When making repeated iterations of the same item, it’s often difficult to keep focused on the process; even when the goal is to improve both the product and the process with each course. I’ve been alternatively both busy and burnt out with building these little shaker bentwood boxes, and at times I’ve struggled to remain motivated. The solution is to mix things up a bit without significantly changing the manufacturing process.
Once built, the boxes are essentially all the same. The only differences are size and materials. Some are made of cherry, some of walnut or maple, etc. Top and bottom plugs can be Douglas Fir or pine, but in general, they all look alike.
Enter the finishing process.
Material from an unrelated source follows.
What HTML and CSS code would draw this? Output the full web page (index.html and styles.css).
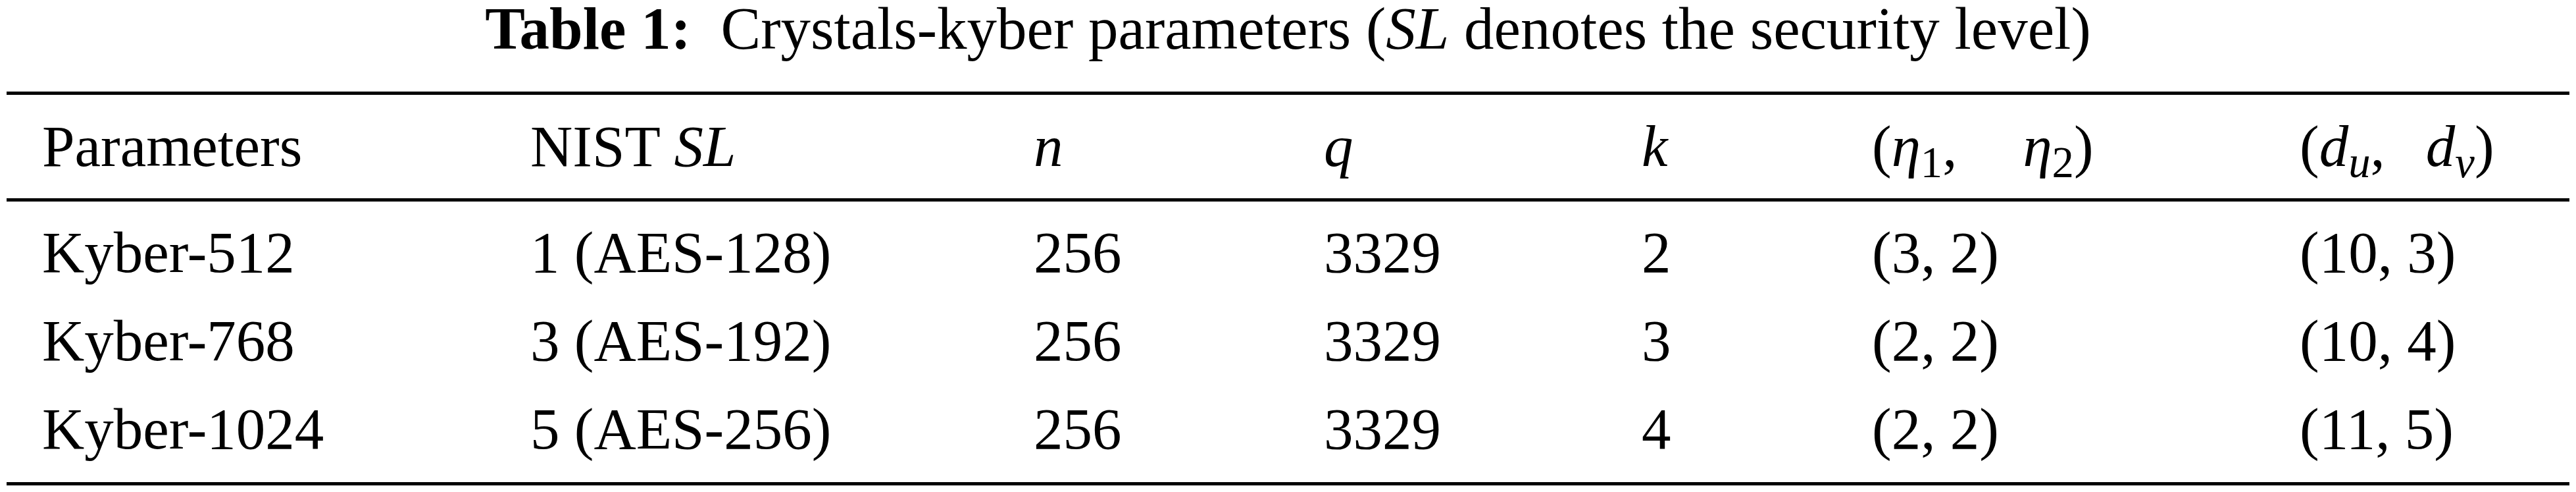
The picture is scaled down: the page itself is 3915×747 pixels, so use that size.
FILE: index.html
```html
<!DOCTYPE html>
<html lang="en">
<head>
<meta charset="utf-8">
<title>Table 1</title>
<link rel="stylesheet" href="styles.css">
</head>
<body>
<div class="page">
  <div class="caption"><b>Table 1:</b>&nbsp; Crystals-kyber parameters (<i>SL</i> denotes the security level)</div>
  <div class="table">
    <div class="row head">
      <div class="cell">Parameters</div>
      <div class="cell">NIST <i>SL</i></div>
      <div class="cell"><i>n</i></div>
      <div class="cell"><i>q</i></div>
      <div class="cell"><i>k</i></div>
      <div class="cell">(<i>η</i><sub>1</sub>,<span class="wide"></span><i>η</i><sub>2</sub>)</div>
      <div class="cell">(<i>d</i><sub><i>u</i></sub>,<span class="mid"></span><i>d</i><sub><i>v</i></sub>)</div>
    </div>
    <div class="body">
      <div class="row">
        <div class="cell">Kyber-512</div>
        <div class="cell">1 (AES-128)</div>
        <div class="cell">256</div>
        <div class="cell">3329</div>
        <div class="cell">2</div>
        <div class="cell">(3, 2)</div>
        <div class="cell">(10, 3)</div>
      </div>
      <div class="row">
        <div class="cell">Kyber-768</div>
        <div class="cell">3 (AES-192)</div>
        <div class="cell">256</div>
        <div class="cell">3329</div>
        <div class="cell">3</div>
        <div class="cell">(2, 2)</div>
        <div class="cell">(10, 4)</div>
      </div>
      <div class="row">
        <div class="cell">Kyber-1024</div>
        <div class="cell">5 (AES-256)</div>
        <div class="cell">256</div>
        <div class="cell">3329</div>
        <div class="cell">4</div>
        <div class="cell">(2, 2)</div>
        <div class="cell">(11, 5)</div>
      </div>
    </div>
  </div>
</div>
</body>
</html>
```
FILE: styles.css
```css
html, body {
  margin: 0;
  padding: 0;
  background: #ffffff;
}
body {
  font-family: "Liberation Serif", "Times New Roman", serif;
  font-size: 89px;
  color: #000000;
}
.page {
  width: 3895px;
  margin-left: 10px;
}
.caption {
  text-align: center;
  font-size: 91px;
  line-height: 88px;
  height: 88px;
  white-space: nowrap;
  margin-bottom: 51px;
}
.caption b {
  font-weight: bold;
}
.table {
  border-top: 5px solid #000;
  border-bottom: 5px solid #000;
}
.row {
  display: grid;
  grid-template-columns: 742px 765px 441px 483px 350px 650px 1fr;
  padding-left: 54px;
  white-space: nowrap;
}
.head {
  line-height: 157px;
  height: 157px;
  border-bottom: 5px solid #000;
}
.body {
  padding-top: 10px;
  padding-bottom: 14px;
}
.body .row {
  line-height: 134px;
  height: 134px;
}
sub {
  font-size: 0.75em;
  line-height: 0;
  vertical-align: -0.26em;
}
.wide {
  display: inline-block;
  width: 100px;
}
.mid {
  display: inline-block;
  width: 62px;
}
```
Finishing can make an enormous difference in the appearance of the final product, and offers the opportunity to add some real variety.
Traditionally, bentwood boxes were painted with milk paint, then finished with either oil or soft wax (usually beeswax softened with turpentine). Over time, the beeswax would darken with collected dirt and pigments, and a distinct patina would develop. I have tried to emulate this process by lightly distressing a milk painted box, then buffing it with dark brown wax to give it an aged appearance.
Most of my boxes (so far) are made of maple, because it’s relatively plentiful, easy to bend and finish. But maple is a bit bland to look at, so most of them are painted. Cherry, on the other hand, ages slowly over time to a beautiful dark red. So my cherry boxes I’ve finished with a few coats of blond shellac.
Of course, you can also combine the two finishes for an impressive effect.
Shellac also lends itself well to tinting with soluble dyes, so now you’re only limited by your imagination.
Keeping it fresh can occasionally be a challenge, but sometimes changing only one thing will provide you with a entirely new perspective.